In 2005, after years of hard work, Dr. Morovic and other specialists achieved the victory they had fought for when Chile finally passed a national protocol for cleft treatment. Hospitals in every region of the country were now aware of the seriousness of having a cleft and were obligated to refer patients to cleft care providers. With this legislation, her teams at Luis Calvo Mackenna Hospital, where she heads the plastic surgery unit, and Fundación Gantz saw the patients come pouring in.

Dr. Morovic and her team could now reach babies with clefts before mission groups could, which improved outcomes all over Chile. “The most important part of cleft care is doing the first surgery well because if it’s badly done, there can be complications and deformities,” she said. “Any mistakes also need to be corrected in subsequent operations and this means that the second surgery will also be imperfect and so on. Speech impediments can result from this.”

Dr Gloria in an operating room

Dr. Morovic’s cleft team in Santiago grew to include maxillofacial, plastic surgeons, anesthesiologists, geneticists, orthodontists, psychologists, social workers, speech therapists, lab technicians, and nurses. Yet working with this all-star team only made her realize once again how children in all corners of not just Chile, but all of Latin America equally deserve the quality of care she provides at her hospital in Santiago. So she again got active.

With help from Smile Train, she created a teaching attendance program at the most distant hospital in Chile from Santiago. She also personally traveled to Arica (in Chile’s extreme north) and Punta Arenas (in its extreme south) to perform cleft surgeries and train the professionals there to provide better care to patients after their surgeries.

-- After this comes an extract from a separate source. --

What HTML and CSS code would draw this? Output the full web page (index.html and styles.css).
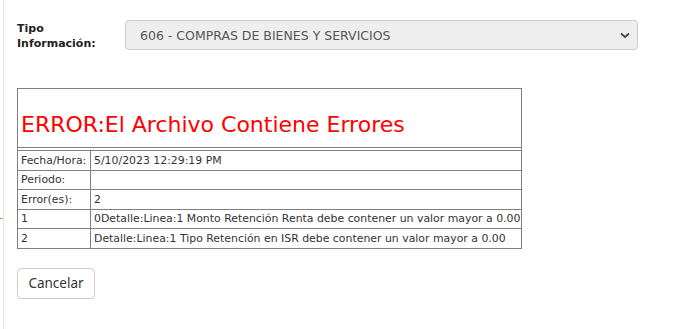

One recent training that particularly stands out to her happened in September 2019 when she traveled with her hospital team’s speech pathologist, Karen Goldschmied, to Cuenca, Ecuador. There, the women evaluated potential patients with the local ENT and surgeon then performed cleft surgeries over closed-circuit television to an auditorium, allowing many other specialists to learn from their techniques.

Dr Gloria under bright operating room lights

“It’s incredibly important for doctors to see how others work because they learn and experience things that they don’t necessarily read about in journals and articles. And the patients will then also benefit from their new skills and knowledge. My highest ambition is to leave a legacy of trained doctors who will become better surgeons than I am,” she explains, adding, “Since the beginning, my challenge was to make lips and noses look more natural after surgery. To better address this challenge, I designed a bilateral cleft lip and nose surgical technique that has been adopted for surgeons all over the world, with outstanding results. I believe that these techniques have been my great contribution to successful results in treating clefts.”

To date, Dr. Morovic has performed 540 Smile Train-sponsored cleft lip and palate surgeries. Of all her accomplishments, this trailblazer is especially proud of the paths she’s paved for other female surgeons in this male-dominated field. “My experience of being a woman in the medical field is that it has not been easy,” she said. Of all the collaborations she’s done in her career, one of the most meaningful was the reflection she wrote for the book El Bisturi de Venus (Venus’ Scalpel), a compilation of personal stories by 19 Latin American female surgeons. “This project made me understand that while to be a female surgeon is a great challenge in all of our countries, it also comes with enormous satisfaction.”

Yet, in a life that would seem saturated with the satisfaction of having transformed the lives of thousands of children, her greatest sense of accomplishment still comes from her own family. “Without a doubt, to be the mother of three remarkable men and a grandson is the most exciting experience that can exist,” she confirms.